Let me explain to you what a high beta index really is—it's essentially a basket of stocks that show more volatility than a broad market index like the S&P 500. The most recognized one is the S&P 500 High Beta Index, which follows the performance of 100 companies from the S&P 500 that react most strongly to market changes.
Beta itself measures the volatility or systematic risk of an asset compared to the entire market. Beyond the main large-cap version, Standard and Poor's provides high beta options for small-cap, mid-cap, and other indexes as well.
High Beta Index Explained
When I talk about high beta index companies, I'm referring to those that are more sensitive to the broader market's movements, and we measure this sensitivity with the beta of each stock.
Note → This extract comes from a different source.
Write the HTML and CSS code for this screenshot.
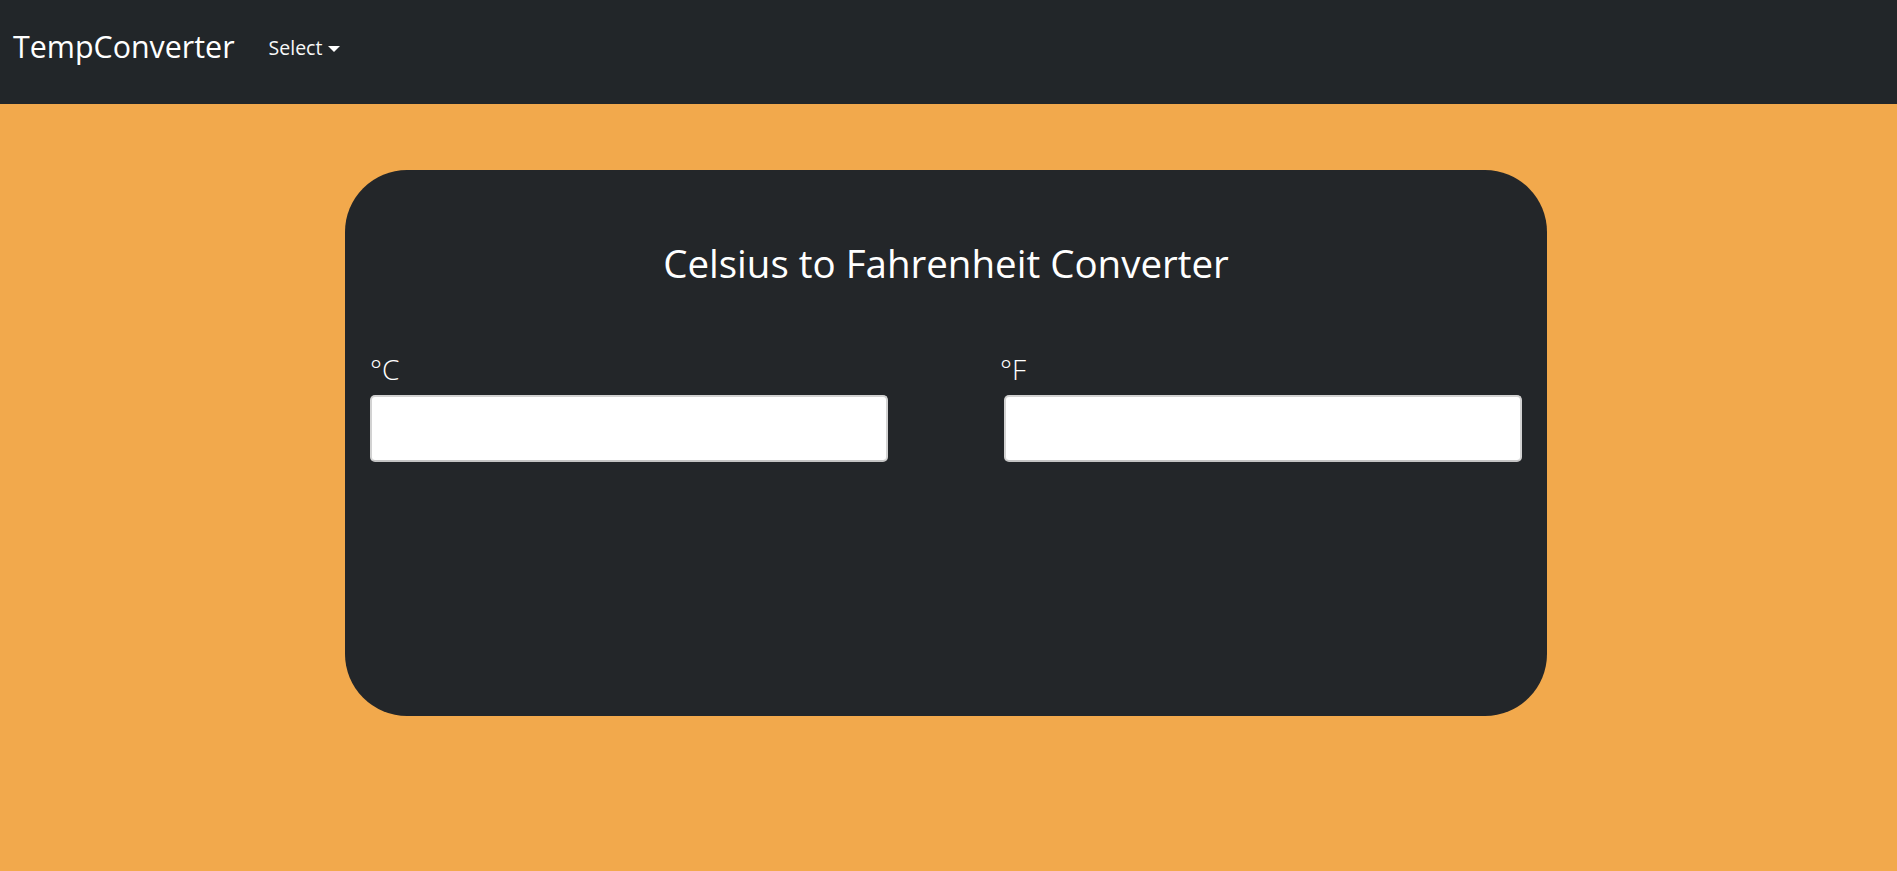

A beta of 1 means the asset moves right in step with the market; anything below 1 suggests less volatility, and above 1 points to more.
Take a beta of 1.2, for instance—that means the asset is 20% more volatile than the market. On the flip side, a beta of 0.70 would be theoretically 30% less volatile. We calculate beta against a major index like the S&P 500.
To get exposure to a high beta index, you'll need something like an exchange-traded fund (ETF). The Invesco S&P 500 High Beta ETF (SPHB) is a popular choice that tracks these volatile stocks in the broader market, though it has underperformed the S&P 500 since it started. Financial companies make up almost 30% of its assets, with top holdings including Discover Financial Services (DFS), Lincoln National Corp (LNC), and Invesco (IVZ).
Limitations of a High Beta Index
You might think high beta or volatility automatically leads to bigger returns, but that's not the case—contrary to what many believe. The High Beta S&P 500 Index has underperformed its benchmark for years, even during times when the broader market was steadily rising.
Research actually indicates that low volatility stocks often deliver better risk-adjusted returns than high volatility ones. This outperformance of low beta can stem from investor behavioral biases, like the representative heuristic and overconfidence. Plus, factors such as sector selection and other fundamentals significantly affect the volatility and overall performance of a high beta index.